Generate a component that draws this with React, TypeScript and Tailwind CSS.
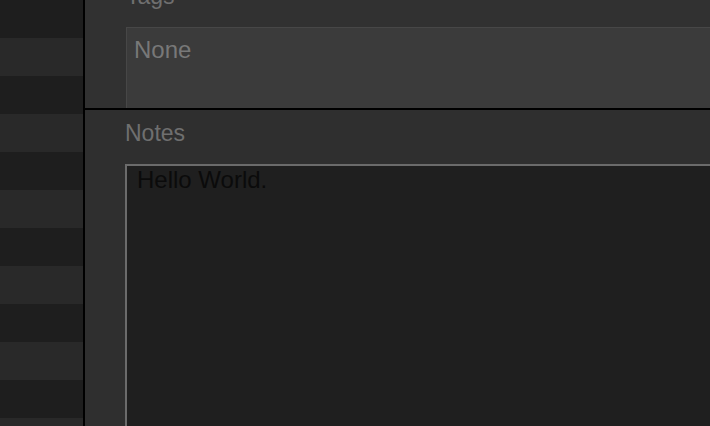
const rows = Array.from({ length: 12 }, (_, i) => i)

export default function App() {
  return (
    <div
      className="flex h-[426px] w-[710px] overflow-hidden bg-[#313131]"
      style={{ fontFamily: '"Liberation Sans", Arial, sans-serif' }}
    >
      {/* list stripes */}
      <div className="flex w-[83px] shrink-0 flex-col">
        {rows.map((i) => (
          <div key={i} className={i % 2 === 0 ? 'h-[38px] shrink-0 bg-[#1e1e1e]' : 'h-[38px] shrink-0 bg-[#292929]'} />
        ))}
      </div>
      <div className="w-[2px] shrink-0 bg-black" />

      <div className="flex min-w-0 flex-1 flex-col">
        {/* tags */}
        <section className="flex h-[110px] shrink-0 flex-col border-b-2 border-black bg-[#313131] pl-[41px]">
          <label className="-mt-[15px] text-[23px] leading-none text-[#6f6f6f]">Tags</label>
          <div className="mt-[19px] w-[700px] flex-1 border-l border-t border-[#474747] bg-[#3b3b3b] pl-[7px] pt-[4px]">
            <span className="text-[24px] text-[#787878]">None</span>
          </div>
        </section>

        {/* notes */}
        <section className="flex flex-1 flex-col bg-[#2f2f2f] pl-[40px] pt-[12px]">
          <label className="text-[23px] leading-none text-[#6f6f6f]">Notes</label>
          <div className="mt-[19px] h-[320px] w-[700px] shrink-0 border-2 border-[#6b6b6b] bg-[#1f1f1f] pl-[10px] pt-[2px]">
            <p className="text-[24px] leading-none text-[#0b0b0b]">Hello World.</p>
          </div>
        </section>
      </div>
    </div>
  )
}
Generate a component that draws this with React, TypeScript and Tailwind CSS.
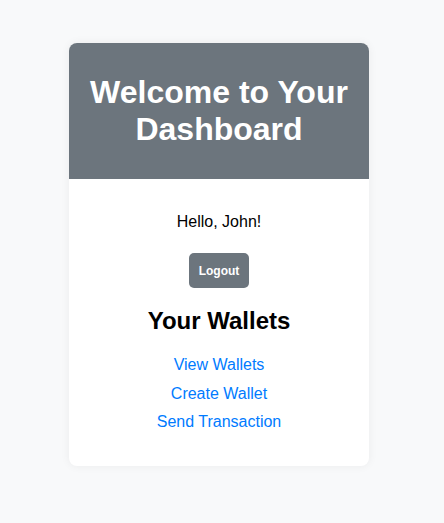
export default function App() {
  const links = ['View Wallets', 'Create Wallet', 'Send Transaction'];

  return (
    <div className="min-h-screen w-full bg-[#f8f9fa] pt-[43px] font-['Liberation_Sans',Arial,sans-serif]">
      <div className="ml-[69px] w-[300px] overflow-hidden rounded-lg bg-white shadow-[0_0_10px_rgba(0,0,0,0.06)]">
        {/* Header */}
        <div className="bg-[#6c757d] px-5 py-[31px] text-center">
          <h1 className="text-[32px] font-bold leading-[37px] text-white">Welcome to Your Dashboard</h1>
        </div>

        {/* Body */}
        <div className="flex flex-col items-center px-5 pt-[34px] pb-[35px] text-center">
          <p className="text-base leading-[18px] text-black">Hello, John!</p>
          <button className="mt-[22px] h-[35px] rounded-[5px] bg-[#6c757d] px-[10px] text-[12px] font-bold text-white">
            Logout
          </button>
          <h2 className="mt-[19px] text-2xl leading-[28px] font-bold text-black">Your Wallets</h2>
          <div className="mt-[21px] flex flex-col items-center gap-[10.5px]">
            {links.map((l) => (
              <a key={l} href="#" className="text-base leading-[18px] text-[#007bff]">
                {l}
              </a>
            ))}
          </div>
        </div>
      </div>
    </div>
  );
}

==========

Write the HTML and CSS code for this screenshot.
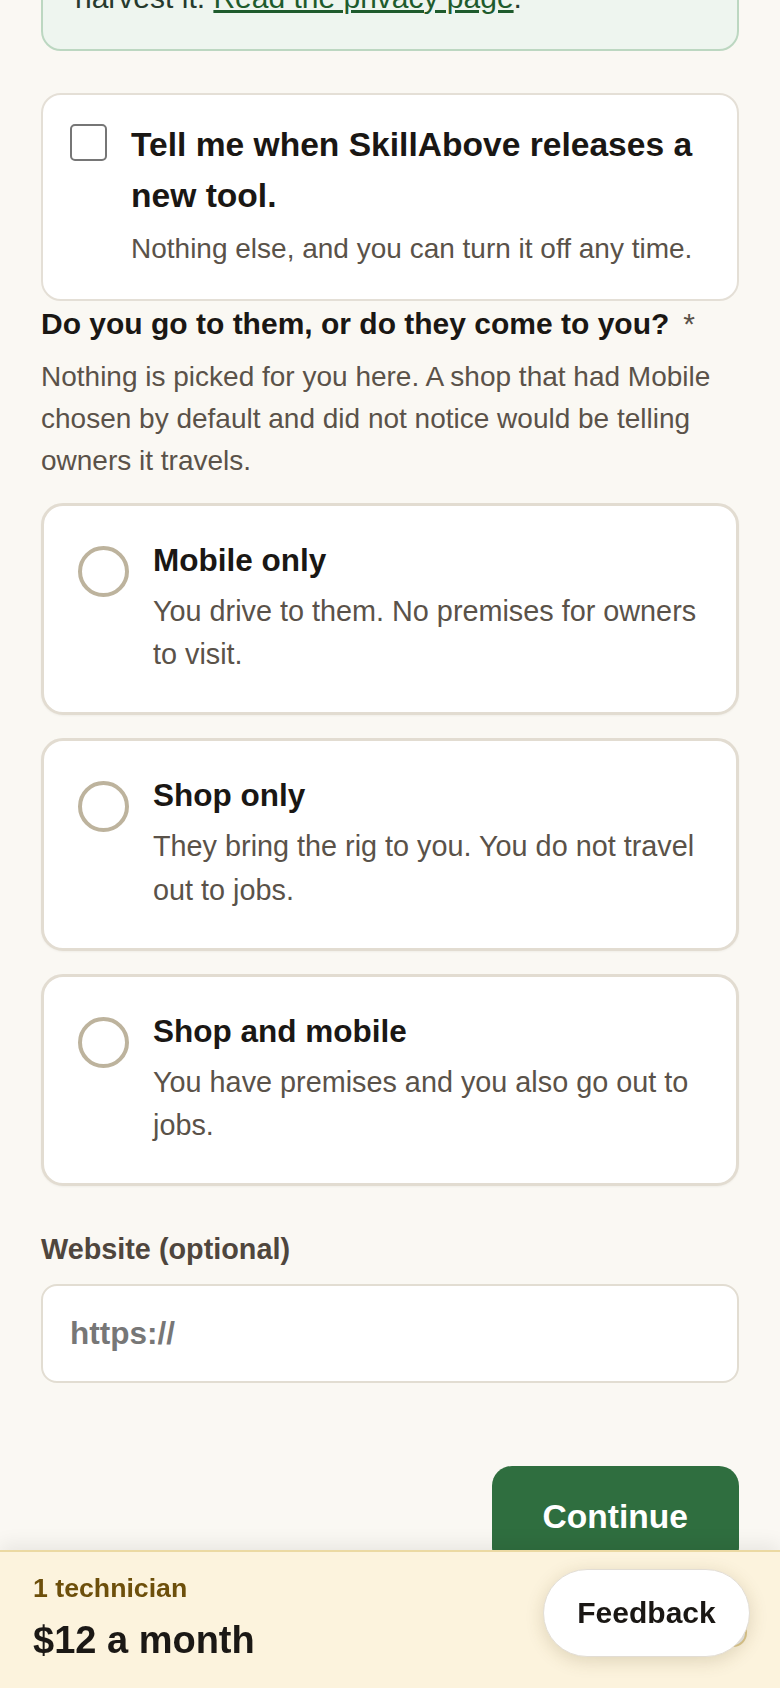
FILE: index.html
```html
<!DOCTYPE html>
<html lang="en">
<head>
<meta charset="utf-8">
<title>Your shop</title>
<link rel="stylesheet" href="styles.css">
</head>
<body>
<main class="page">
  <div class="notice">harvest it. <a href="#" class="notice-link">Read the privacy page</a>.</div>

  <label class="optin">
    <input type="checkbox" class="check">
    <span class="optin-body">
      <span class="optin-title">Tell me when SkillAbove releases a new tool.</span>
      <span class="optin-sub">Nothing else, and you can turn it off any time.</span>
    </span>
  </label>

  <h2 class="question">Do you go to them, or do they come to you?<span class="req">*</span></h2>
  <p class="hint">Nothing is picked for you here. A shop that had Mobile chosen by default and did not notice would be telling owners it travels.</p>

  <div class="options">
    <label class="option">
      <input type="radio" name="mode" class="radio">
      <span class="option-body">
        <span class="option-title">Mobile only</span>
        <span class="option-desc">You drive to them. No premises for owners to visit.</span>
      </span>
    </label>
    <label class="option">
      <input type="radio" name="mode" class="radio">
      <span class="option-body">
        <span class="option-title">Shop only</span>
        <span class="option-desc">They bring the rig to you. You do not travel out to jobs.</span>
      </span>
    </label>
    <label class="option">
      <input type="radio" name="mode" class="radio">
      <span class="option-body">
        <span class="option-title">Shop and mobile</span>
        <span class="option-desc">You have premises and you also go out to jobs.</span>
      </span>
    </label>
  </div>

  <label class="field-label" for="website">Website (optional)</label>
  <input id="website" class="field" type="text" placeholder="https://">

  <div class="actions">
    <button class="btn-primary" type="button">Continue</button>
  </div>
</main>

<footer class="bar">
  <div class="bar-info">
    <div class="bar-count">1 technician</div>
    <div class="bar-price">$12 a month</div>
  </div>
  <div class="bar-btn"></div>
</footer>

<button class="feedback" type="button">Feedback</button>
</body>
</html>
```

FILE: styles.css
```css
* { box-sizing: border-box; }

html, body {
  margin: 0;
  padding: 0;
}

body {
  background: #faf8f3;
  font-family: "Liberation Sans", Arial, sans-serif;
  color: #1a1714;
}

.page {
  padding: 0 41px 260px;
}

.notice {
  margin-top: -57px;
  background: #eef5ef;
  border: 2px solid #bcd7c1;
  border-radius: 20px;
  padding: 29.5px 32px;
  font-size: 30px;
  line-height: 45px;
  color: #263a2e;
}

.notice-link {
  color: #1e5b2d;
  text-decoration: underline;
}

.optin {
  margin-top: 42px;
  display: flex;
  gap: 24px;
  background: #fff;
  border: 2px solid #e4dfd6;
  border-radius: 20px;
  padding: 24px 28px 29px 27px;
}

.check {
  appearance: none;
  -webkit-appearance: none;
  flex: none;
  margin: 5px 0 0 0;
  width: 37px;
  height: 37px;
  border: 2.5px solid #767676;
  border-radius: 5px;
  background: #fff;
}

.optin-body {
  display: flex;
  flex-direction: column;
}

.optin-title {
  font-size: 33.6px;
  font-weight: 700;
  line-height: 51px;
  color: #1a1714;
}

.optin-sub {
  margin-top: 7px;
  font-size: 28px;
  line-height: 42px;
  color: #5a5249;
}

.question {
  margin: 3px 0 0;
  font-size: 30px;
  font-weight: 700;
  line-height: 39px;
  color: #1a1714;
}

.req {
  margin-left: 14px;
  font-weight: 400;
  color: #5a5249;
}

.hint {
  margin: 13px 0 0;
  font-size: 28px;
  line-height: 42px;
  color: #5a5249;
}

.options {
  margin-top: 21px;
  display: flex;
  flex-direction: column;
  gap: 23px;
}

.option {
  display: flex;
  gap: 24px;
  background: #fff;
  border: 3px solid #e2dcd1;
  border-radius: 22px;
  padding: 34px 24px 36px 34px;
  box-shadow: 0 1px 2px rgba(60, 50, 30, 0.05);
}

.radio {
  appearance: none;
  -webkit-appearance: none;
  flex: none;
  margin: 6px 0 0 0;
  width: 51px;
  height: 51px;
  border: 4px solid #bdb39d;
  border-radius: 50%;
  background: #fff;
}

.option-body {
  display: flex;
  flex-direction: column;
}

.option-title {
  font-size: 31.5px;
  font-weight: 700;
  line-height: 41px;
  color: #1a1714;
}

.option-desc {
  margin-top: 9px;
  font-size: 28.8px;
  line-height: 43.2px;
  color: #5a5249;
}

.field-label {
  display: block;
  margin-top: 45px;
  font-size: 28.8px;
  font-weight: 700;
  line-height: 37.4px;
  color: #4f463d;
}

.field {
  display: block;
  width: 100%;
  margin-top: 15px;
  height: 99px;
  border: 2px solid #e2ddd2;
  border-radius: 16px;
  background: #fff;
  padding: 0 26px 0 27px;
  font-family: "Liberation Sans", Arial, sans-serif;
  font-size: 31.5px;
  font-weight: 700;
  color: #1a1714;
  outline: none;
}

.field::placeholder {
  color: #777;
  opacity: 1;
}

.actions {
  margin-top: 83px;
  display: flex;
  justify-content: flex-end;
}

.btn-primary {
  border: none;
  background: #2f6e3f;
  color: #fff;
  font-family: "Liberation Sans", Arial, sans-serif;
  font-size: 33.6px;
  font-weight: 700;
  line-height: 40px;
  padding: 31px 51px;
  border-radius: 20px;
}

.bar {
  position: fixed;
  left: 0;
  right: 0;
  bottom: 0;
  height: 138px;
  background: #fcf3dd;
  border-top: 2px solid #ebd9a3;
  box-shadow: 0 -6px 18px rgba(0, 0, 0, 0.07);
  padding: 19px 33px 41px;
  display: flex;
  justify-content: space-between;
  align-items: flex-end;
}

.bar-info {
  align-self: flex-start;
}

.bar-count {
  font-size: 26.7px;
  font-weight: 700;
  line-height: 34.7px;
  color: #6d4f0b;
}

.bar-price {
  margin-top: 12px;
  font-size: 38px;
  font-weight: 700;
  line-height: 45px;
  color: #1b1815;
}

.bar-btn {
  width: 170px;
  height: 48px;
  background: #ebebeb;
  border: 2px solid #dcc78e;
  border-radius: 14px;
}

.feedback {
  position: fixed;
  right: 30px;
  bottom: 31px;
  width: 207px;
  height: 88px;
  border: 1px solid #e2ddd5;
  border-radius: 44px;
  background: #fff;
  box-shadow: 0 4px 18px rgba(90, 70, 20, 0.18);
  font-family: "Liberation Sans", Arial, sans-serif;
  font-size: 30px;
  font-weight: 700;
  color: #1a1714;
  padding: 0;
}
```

==========

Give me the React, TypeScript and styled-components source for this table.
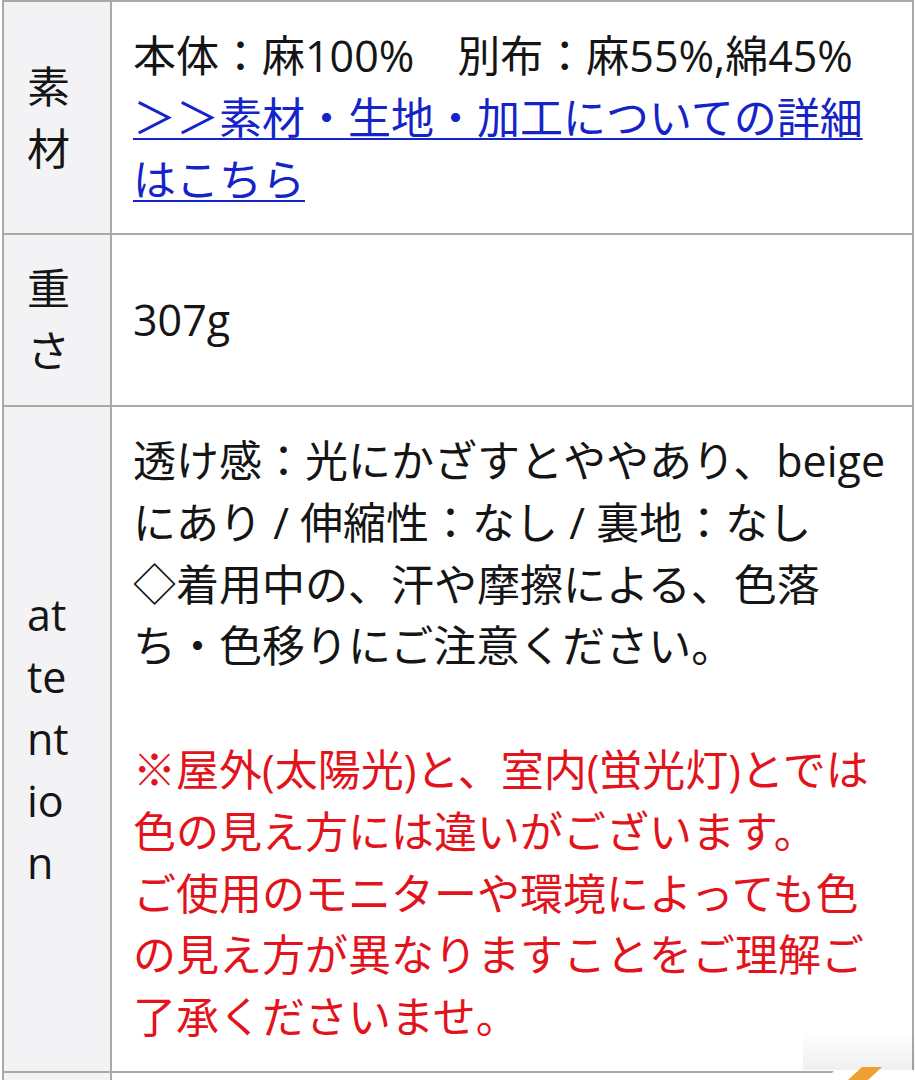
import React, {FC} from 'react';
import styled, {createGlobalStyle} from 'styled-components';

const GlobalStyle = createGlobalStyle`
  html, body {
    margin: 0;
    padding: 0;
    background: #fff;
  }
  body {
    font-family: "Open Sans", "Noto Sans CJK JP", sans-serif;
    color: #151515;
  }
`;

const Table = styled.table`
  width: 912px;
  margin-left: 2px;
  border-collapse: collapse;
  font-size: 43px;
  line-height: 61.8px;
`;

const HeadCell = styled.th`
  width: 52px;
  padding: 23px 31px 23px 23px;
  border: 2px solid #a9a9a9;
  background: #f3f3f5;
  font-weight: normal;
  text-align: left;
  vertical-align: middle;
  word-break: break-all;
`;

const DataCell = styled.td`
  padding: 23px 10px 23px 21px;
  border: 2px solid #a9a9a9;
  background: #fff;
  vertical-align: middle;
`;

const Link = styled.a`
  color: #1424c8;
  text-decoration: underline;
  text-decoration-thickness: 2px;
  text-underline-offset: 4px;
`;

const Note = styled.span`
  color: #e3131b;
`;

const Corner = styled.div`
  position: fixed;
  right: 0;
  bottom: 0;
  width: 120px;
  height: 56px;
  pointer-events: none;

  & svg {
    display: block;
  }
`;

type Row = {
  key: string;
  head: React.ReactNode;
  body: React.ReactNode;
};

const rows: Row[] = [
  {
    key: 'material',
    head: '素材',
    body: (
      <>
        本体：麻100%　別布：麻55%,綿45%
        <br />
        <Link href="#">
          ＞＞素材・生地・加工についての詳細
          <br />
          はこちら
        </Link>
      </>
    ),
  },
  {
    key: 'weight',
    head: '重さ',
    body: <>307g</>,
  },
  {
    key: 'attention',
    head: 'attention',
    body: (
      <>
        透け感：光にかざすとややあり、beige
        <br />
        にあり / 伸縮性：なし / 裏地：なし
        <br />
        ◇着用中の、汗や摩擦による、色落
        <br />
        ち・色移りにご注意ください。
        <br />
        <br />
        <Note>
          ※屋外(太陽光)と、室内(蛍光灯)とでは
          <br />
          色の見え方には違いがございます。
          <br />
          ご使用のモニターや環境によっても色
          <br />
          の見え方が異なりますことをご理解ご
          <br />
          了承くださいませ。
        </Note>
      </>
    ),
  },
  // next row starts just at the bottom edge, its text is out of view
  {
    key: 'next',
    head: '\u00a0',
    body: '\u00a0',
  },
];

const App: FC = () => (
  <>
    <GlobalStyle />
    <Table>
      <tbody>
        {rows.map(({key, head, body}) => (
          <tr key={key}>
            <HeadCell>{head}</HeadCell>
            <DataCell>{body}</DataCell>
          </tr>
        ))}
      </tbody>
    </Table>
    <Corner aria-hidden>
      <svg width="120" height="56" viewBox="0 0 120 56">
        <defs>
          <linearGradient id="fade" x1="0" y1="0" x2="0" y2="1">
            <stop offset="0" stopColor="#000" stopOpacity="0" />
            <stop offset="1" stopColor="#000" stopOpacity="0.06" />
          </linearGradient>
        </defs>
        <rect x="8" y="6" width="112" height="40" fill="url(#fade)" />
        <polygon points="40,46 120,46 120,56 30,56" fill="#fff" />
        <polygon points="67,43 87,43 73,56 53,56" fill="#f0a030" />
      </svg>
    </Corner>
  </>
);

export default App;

==========

» **PROBLEM STATEMENT**:
What is the number of lines in the data that hold the string "components"? Answer with the number only.

» **RESPONSE**:
2